Der Blick beförderte die Geschichte rechtzeitig vor dem 1. August zum Hauptthema: Beim traditionellen Bergfest auf dem Weissenstein ignorieren die Schlussgang-Teilnehmer Domenic Schneider und Matthias Aeschbacher die Schweizer Nationalhymne und erfrischen sich stattdessen am Holzbrunnen.

Handelt es sich dabei um einen freundeidgenössischen Tabubruch? Oder war es bloss ein Versehen, das zur sommerlichen Skandalgeschichte aufgebauscht wurde?

So oder so: Durch die Szene geht ein Raunen. Bis jetzt galten die Schwinger als letzte Bastion der helvetischen Treue – als Widerstandsnest gegen die Globalisierung und Beweis des ungefilterten Patriotismus.

Aber wenn selbst die tapferen Eidgenossen den Schweizerpsalm nicht mehr mitsingen, ist dies, als würde das Schweizer Landesmuseum nach Katar auswandern oder Christoph Blocher seine Albert-Anker-Sammlung nach Hongkong verkaufen.

Mit Nöldi Forrer, dem König von 2001 und mit 151 Kranzgewinnen der erfolgreichste Schwinger der Geschichte, schlägt sich nun ausgerechnet der populärste Sägemehl-Athlet auf die Seite von Schneider und Aeschbacher.

Das Abspielen der Nationalhymne vor dem Schlussgang sei auf dem Weissenstein eine Ausnahme. Deshalb hätten die beiden Athleten wohl gar nicht damit gerechnet, dass sie mitsingen müssten, so Forrer.

Während der spätere Festsieger Aeschbacher diese These bestätigt und sagt, er habe von der ganzen Sache gar nichts mitbekommen, sieht der zweifache Eidgenosse Stefan Burkhalter ein grundsätzliches Problem. Nach neun Teilnahmen am Eidgenössischen Schwing- und Älplerfest sagt der 48-jährige Thurgauer: «Die Hälfte der Schwinger beherrscht den Text unserer Hymne gar nicht.» Deshalb dürfe sich niemand gegenüber Fussballern als Oberlehrer aufspielen.
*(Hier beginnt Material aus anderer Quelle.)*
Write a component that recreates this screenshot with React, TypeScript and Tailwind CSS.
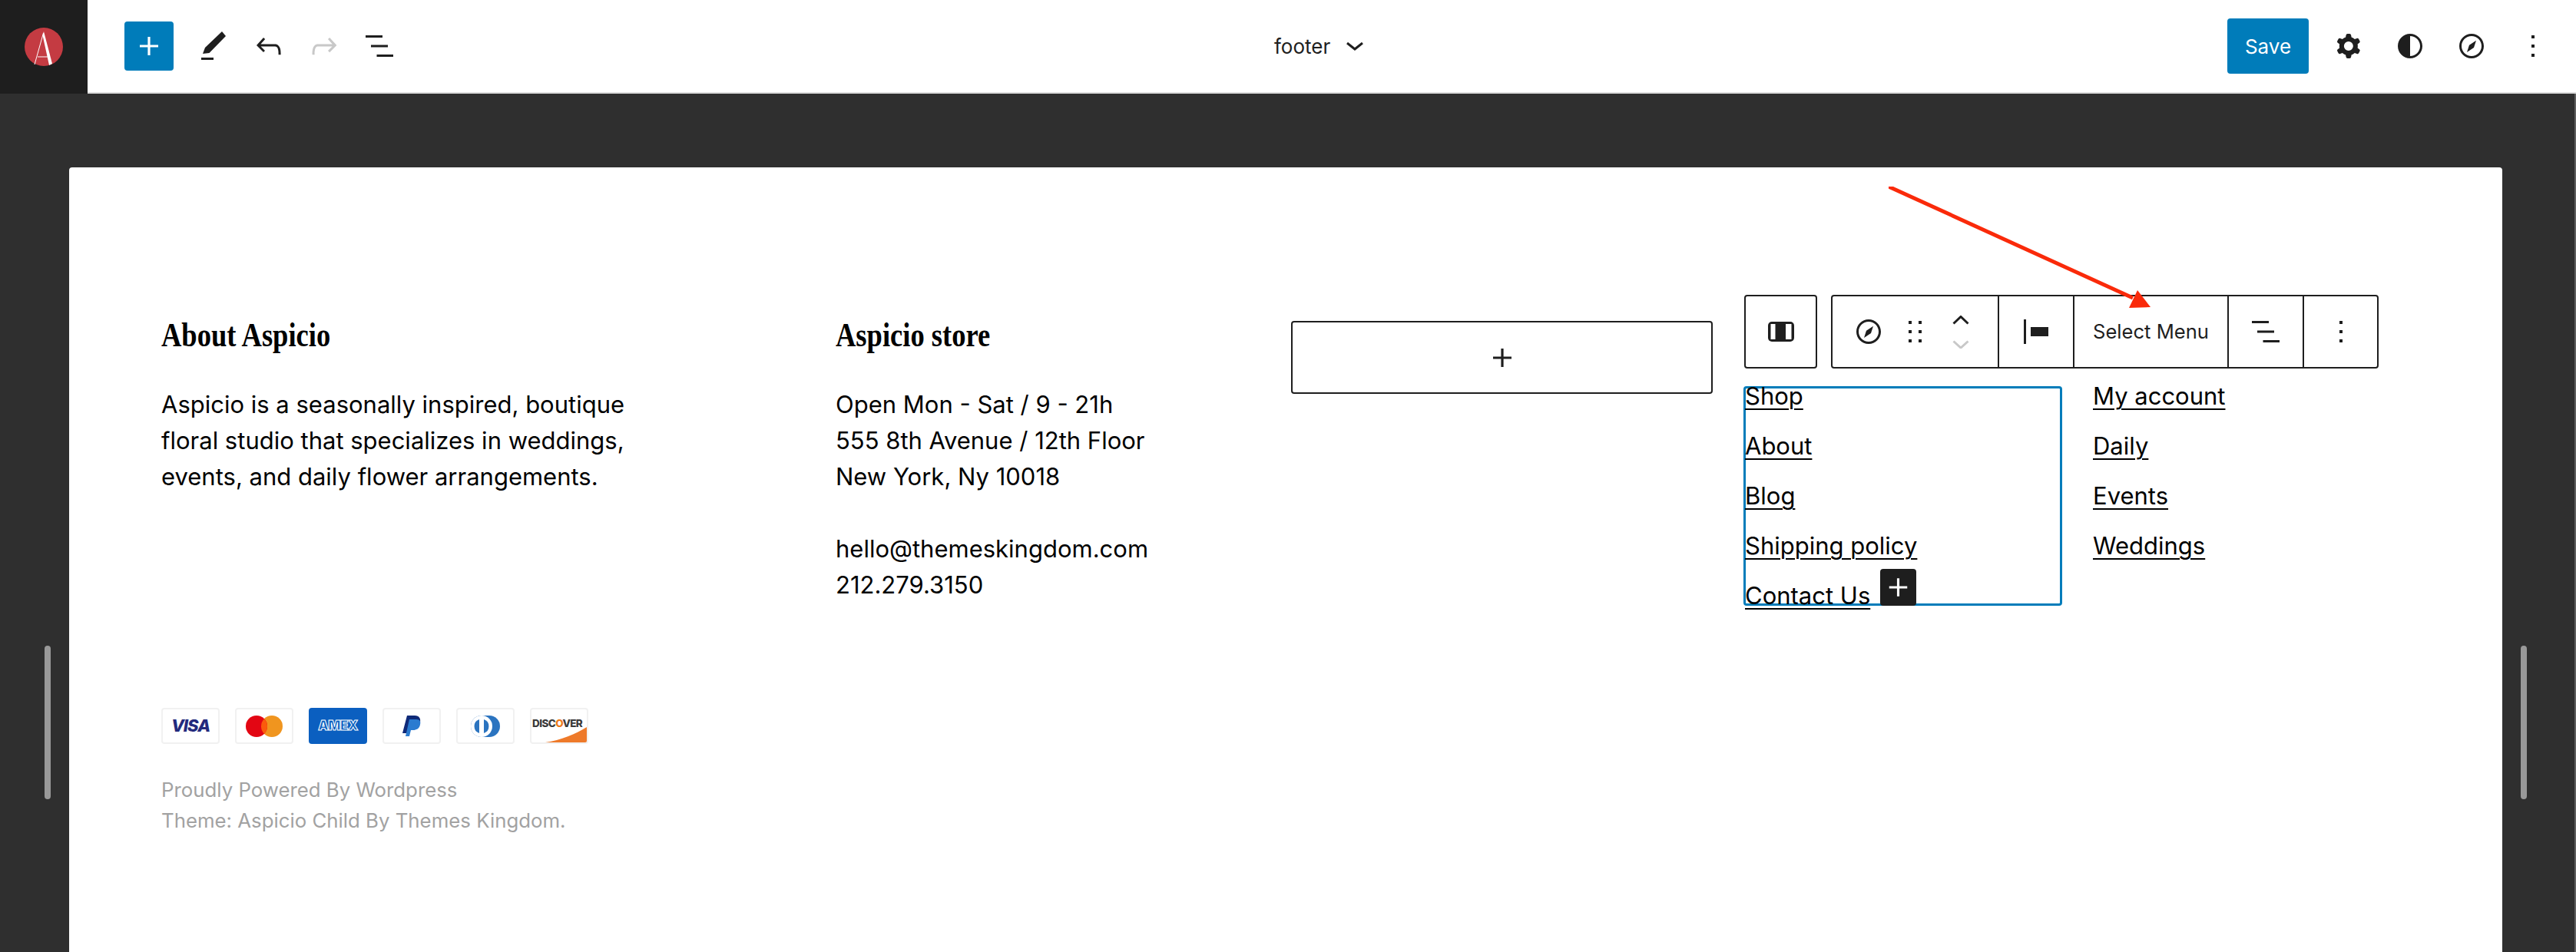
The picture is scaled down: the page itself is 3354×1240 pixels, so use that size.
import type { ReactNode } from "react"

const ink = "#1e1e1e"

const PlusIcon = ({ color = ink }: { color?: string }) => (
  <svg width="48" height="48" viewBox="0 0 24 24" fill={color}>
    <path d="M18 11.2h-5.2V6h-1.6v5.2H6v1.6h5.2V18h1.6v-5.2H18z" />
  </svg>
)

const UndoIcon = () => (
  <svg width="48" height="48" viewBox="0 0 24 24" fill={ink}>
    <path d="M18.3 11.7c-.6-.6-1.4-.9-2.3-.9H6.7l2.9-3.3-1.1-1-4.5 5L8.5 16l1-1-2.7-2.7H16c.5 0 .9.2 1.3.5 1 1 1 3.4 1 4.5v.3h1.5v-.2c0-1.5 0-4.3-1.5-5.7z" />
  </svg>
)

const RedoIcon = () => (
  <svg width="48" height="48" viewBox="0 0 24 24" fill="#c8c8c8">
    <path d="M15.6 6.5l-1.1 1 2.9 3.3H8c-.9 0-1.7.3-2.3.9-1.4 1.5-1.4 4.2-1.4 5.7v.2h1.5v-.3c0-1.1 0-3.5 1-4.5.3-.3.7-.5 1.3-.5h9.2L14.5 15l1.1 1.1 4.6-4.6-4.6-5z" />
  </svg>
)

const ListIcon = () => (
  <svg width="36" height="28" viewBox="0 0 36 28" fill={ink}>
    <rect x="0" y="0" width="22" height="3" />
    <rect x="7" y="12.5" width="22" height="3" />
    <rect x="14.5" y="25" width="21.5" height="3" />
  </svg>
)

const PenIcon = () => (
  <svg width="32" height="38" viewBox="0 0 32 38" fill={ink}>
    <path d="M27 0 32 6 10.5 28 2 29 5 21Z" />
    <rect x="0" y="34" width="16" height="3" />
  </svg>
)

const CogIcon = () => (
  <svg width="48" height="48" viewBox="0 0 24 24" fill={ink}>
    <path
      fillRule="evenodd"
      clipRule="evenodd"
      d="M10.289 4.836A1 1 0 0111.275 4h1.306a1 1 0 01.987.836l.244 1.466c.787.26 1.503.679 2.108 1.218l1.393-.522a1 1 0 011.216.437l.653 1.13a1 1 0 01-.23 1.273l-1.148.944a6.025 6.025 0 010 2.435l1.149.946a1 1 0 01.23 1.272l-.653 1.13a1 1 0 01-1.216.437l-1.394-.522c-.605.54-1.32.958-2.108 1.218l-.244 1.466a1 1 0 01-.987.836h-1.306a1 1 0 01-.986-.836l-.244-1.466a5.995 5.995 0 01-2.108-1.218l-1.394.522a1 1 0 01-1.217-.436l-.653-1.131a1 1 0 01.23-1.272l1.149-.946a6.026 6.026 0 010-2.435l-1.148-.944a1 1 0 01-.23-1.272l.653-1.131a1 1 0 011.217-.437l1.393.522a5.994 5.994 0 012.108-1.218l.244-1.466zM14.929 12a3 3 0 11-6 0 3 3 0 016 0z"
    />
  </svg>
)

const ContrastIcon = () => (
  <svg width="48" height="48" viewBox="0 0 24 24" fill={ink}>
    <path d="M12 4c-4.4 0-8 3.6-8 8s3.6 8 8 8 8-3.6 8-8-3.6-8-8-8zm0 14.5V5.5c3.6 0 6.5 2.9 6.5 6.5s-2.9 6.5-6.5 6.5z" />
  </svg>
)

const CompassIcon = () => (
  <svg className="block" width="48" height="48" viewBox="0 0 24 24" fill={ink}>
    <path d="M12 4c-4.4 0-8 3.6-8 8s3.6 8 8 8 8-3.6 8-8-3.6-8-8-8zm0 14.5c-3.6 0-6.5-2.9-6.5-6.5S8.4 5.5 12 5.5s6.5 2.9 6.5 6.5-2.9 6.5-6.5 6.5zM9 16l4.5-3L15 8.4l-4.5 3L9 16z" />
  </svg>
)

const DotsIcon = () => (
  <svg width="4" height="28" viewBox="0 0 4 28" fill={ink}>
    <rect y="0" width="4" height="4" />
    <rect y="12" width="4" height="4" />
    <rect y="24" width="4" height="4" />
  </svg>
)

const Logo = () => (
  <svg width="50" height="50" viewBox="0 0 50 50">
    <circle cx="25" cy="25" r="25" fill="#c43b42" />
    <path d="M25 5 36 47 32 49 23.5 10Z" fill="#fff" />
    <path d="M24.5 7 13 48" stroke="#fff" strokeWidth="1" />
    <path d="M17 38H30" stroke="#fff" strokeWidth="1" />
  </svg>
)

const PayCard = ({ children, className = "bg-white border-2 border-[#f1f1f1]" }: { children: ReactNode; className?: string }) => (
  <div className={`relative flex h-[47px] w-[76px] items-center justify-center overflow-hidden rounded-[4px] ${className}`}>
    {children}
  </div>
)

const PaymentRow = () => (
  <div className="flex gap-5">
    <PayCard>
      <span className="text-[22px] font-extrabold italic tracking-[-1px] text-[#232a7d]">VISA</span>
    </PayCard>
    <PayCard>
      <svg width="50" height="30" viewBox="0 0 50 30">
        <circle cx="35" cy="15" r="14" fill="#f0951f" />
        <circle cx="15" cy="15" r="14" fill="#e30613" />
        <path d="M25 5.2a14 14 0 0 1 0 19.6a14 14 0 0 1 0-19.6Z" fill="#fb5b0c" />
      </svg>
    </PayCard>
    <PayCard className="bg-[#0b5fc0]">
      <span className="text-[17px] font-black tracking-[-0.5px] text-[#0b5fc0] [-webkit-text-stroke:1px_#ffffff]">AMEX</span>
    </PayCard>
    <PayCard>
      <svg width="24" height="28" viewBox="0 0 24 28">
        <path d="M6 0h10c6 0 8 4 7 9-1 6-5 8-10 8H9l-2 6H0Z" fill="#0f2a78" />
        <path d="M9 5h9c5 0 6 3 5 7-1 5-5 7-9 7h-3l-2 8H4Z" fill="#2a7bd0" />
      </svg>
    </PayCard>
    <PayCard>
      <svg width="38" height="28" viewBox="0 0 38 28">
        <path d="M14 0h10a14 14 0 0 1 0 28H14a14 14 0 0 1 0-28Z" fill="#2b74c0" />
        <circle cx="14" cy="14" r="14" fill="#fff" />
        <path d="M11 5v18a9.5 9.5 0 0 1 0-18Z" fill="#2b74c0" />
        <path d="M17 5v18a9.5 9.5 0 0 0 0-18Z" fill="#2b74c0" />
      </svg>
    </PayCard>
    <PayCard>
      <span className="absolute left-[1px] top-[10px] whitespace-nowrap text-[13.5px] font-extrabold leading-[16px] tracking-[-0.6px] text-[#3a3a3a]">
        DISC<span className="text-[#ee7a1a]">O</span>VER
      </span>
      <svg className="absolute bottom-0 right-0" width="54" height="20" viewBox="0 0 54 20">
        <path d="M0 20C20 17 40 9 54 0V20Z" fill="#ee7a2a" />
      </svg>
    </PayCard>
  </div>
)

const NavList = ({ items }: { items: string[] }) => (
  <ul className="-mt-[6px] flex flex-col">
    {items.map((item) => (
      <li key={item} className="h-[65px] text-[31px] leading-[32px]">
        <a className="text-black underline decoration-2 underline-offset-[5px]">{item}</a>
      </li>
    ))}
  </ul>
)

const BlockToolbar = () => (
  <div className="absolute left-[2181px] top-[166px] flex gap-[18px]">
    <div className="flex h-[96px] w-[95px] items-center justify-center rounded-[4px] border-2 border-[#1e1e1e] bg-white">
      <svg width="34" height="26" viewBox="0 0 34 26" fill={ink}>
        <rect width="34" height="26" rx="5" />
        <rect x="3.5" y="3" width="6" height="20" fill="#fff" />
        <rect x="23" y="3" width="7.5" height="20" fill="#fff" />
      </svg>
    </div>
    <div className="flex h-[96px] w-[713px] rounded-[4px] border-2 border-[#1e1e1e] bg-white">
      <div className="flex w-[217px] items-center border-r-2 border-[#1e1e1e]">
        <div className="ml-[23px]">
          <CompassIcon />
        </div>
        <svg className="ml-[28px]" width="17" height="28" viewBox="0 0 17 28" fill={ink}>
          <rect x="0" y="0" width="4" height="4" />
          <rect x="13" y="0" width="4" height="4" />
          <rect x="0" y="12" width="4" height="4" />
          <rect x="13" y="12" width="4" height="4" />
          <rect x="0" y="24" width="4" height="4" />
          <rect x="13" y="24" width="4" height="4" />
        </svg>
        <svg className="ml-[40px]" width="22" height="43" viewBox="0 0 22 43" fill="none" strokeWidth="3">
          <path d="M1.5 10.5 11 1.5 20.5 10.5" stroke={ink} />
          <path d="M1.5 33.5 11 42 20.5 33.5" stroke="#c8c8c8" />
        </svg>
      </div>
      <div className="flex w-[98px] items-center justify-center border-r-2 border-[#1e1e1e]">
        <svg width="32" height="32" viewBox="0 0 32 32" fill={ink}>
          <rect x="0" y="0" width="3" height="32" />
          <rect x="9" y="10" width="23" height="12" />
        </svg>
      </div>
      <div className="flex w-[201px] items-center justify-center border-r-2 border-[#1e1e1e] text-[25.6px] text-[#1e1e1e]">
        Select Menu
      </div>
      <div className="flex w-[98px] items-center justify-center border-r-2 border-[#1e1e1e]">
        <ListIcon />
      </div>
      <div className="flex flex-1 items-center justify-center">
        <DotsIcon />
      </div>
    </div>
  </div>
)

export default function App() {
  return (
    <div className="flex h-[1240px] w-[3354px] flex-col overflow-hidden bg-[#2f2f2f] [font-family:Inter,sans-serif]">
      <header className="flex h-[122px] items-center border-b-2 border-[#dddddd] bg-white">
        <div className="-mb-[2px] flex h-[122px] w-[114px] items-center justify-center bg-[#1e1e1e]">
          <Logo />
        </div>
        <button className="ml-[48px] flex h-[64px] w-[64px] items-center justify-center rounded-[4px] bg-[#007cba]">
          <PlusIcon color="#ffffff" />
        </button>
        <div className="ml-[36px]">
          <PenIcon />
        </div>
        <div className="ml-[32px]">
          <UndoIcon />
        </div>
        <div className="ml-[24px]">
          <RedoIcon />
        </div>
        <div className="ml-[30px]">
          <ListIcon />
        </div>
        <div className="ml-[1147px] flex items-center gap-[21px] text-[26px] text-[#1e1e1e]">
          <span>footer</span>
          <svg width="22" height="11" viewBox="0 0 22 11" fill="none" stroke={ink} strokeWidth="3">
            <path d="M1 1 11 9 21 1" />
          </svg>
        </div>
        <button className="ml-auto flex h-[72px] w-[106px] items-center justify-center rounded-[4px] bg-[#007cba] text-[26px] text-white">
          Save
        </button>
        <div className="ml-[28px]">
          <CogIcon />
        </div>
        <div className="ml-[32px]">
          <ContrastIcon />
        </div>
        <div className="ml-[32px]">
          <CompassIcon />
        </div>
        <div className="ml-[54px] mr-[54px]">
          <DotsIcon />
        </div>
      </header>

      <main className="relative flex flex-1 border-r-2 border-[#5e5e5e] pl-[90px] pt-[96px]">
        <div className="absolute left-[58px] top-[719px] h-[200px] w-[8px] rounded-full bg-[#999999]" />
        <div className="absolute left-[3282px] top-[719px] h-[200px] w-[8px] rounded-full bg-[#999999]" />

        <section className="relative w-[3168px] rounded-t-[4px] bg-white pl-[120px] pt-[200px] text-black">
          <BlockToolbar />

          <div className="flex h-[371px]">
            <div className="w-[878px]">
              <h2 className="h-[85px] origin-left scale-x-[0.83] text-[44px] font-bold leading-[38px] [font-family:'Liberation_Serif',serif]">
                About Aspicio
              </h2>
              <p className="text-[31px] leading-[47px]">
                Aspicio is a seasonally inspired, boutique
                <br />
                floral studio that specializes in weddings,
                <br />
                events, and daily flower arrangements.
              </p>
            </div>
            <div className="w-[593px]">
              <h2 className="h-[85px] origin-left scale-x-[0.83] text-[44px] font-bold leading-[38px] [font-family:'Liberation_Serif',serif]">
                Aspicio store
              </h2>
              <p className="text-[31px] leading-[47px]">
                Open Mon - Sat / 9 - 21h
                <br />
                555 8th Avenue / 12th Floor
                <br />
                New York, Ny 10018
                <br />
                <br />
                hello@themeskingdom.com
                <br />
                212.279.3150
              </p>
            </div>
            <div className="flex h-[95px] w-[549px] items-center justify-center rounded-[4px] border-2 border-[#1e1e1e]">
              <PlusIcon />
            </div>
            <div className="relative ml-[40px] mt-[85px] h-[286px] w-[415px] rounded-[4px] border-[3px] border-[#007cba]">
              <div className="-ml-[1px]">
                <NavList items={["Shop", "About", "Blog", "Shipping policy", "Contact Us"]} />
              </div>
              <div className="absolute left-[175px] top-[235px] flex h-[48px] w-[47px] items-center justify-center rounded-[4px] bg-[#1e1e1e]">
                <PlusIcon color="#ffffff" />
              </div>
            </div>
            <div className="ml-[40px] mt-[88px]">
              <NavList items={["My account", "Daily", "Events", "Weddings"]} />
            </div>
          </div>

          <div className="mt-[133px]">
            <PaymentRow />
          </div>
          <p className="mt-[40px] text-[25.8px] leading-[40px] text-[#a2a2a2]">
            Proudly Powered By Wordpress
            <br />
            Theme: Aspicio Child By Themes Kingdom.
          </p>
        </section>
      </main>

      <svg className="absolute left-[2459px] top-[243px]" width="350" height="165" viewBox="0 0 350 165" fill="#fa2a0a">
        <path d="M0 0 318 145" stroke="#fa2a0a" strokeWidth="5" />
        <path d="M324 135 341 157 313 158Z" />
      </svg>
    </div>
  )
}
Aufgrund seiner grossen Erfahrung ist davon auszugehen, dass Burkhalter richtig liegt. Trotzdem hätte er besser nichts gesagt. Schliesslich lebt auch die hehre Welt der Schwinger von schönen Illusionen – und dem Traum einer heilen Welt, in der die Schweizer Hymne mit dem Brustton der Überzeugung in die Welt hinausgetragen wird.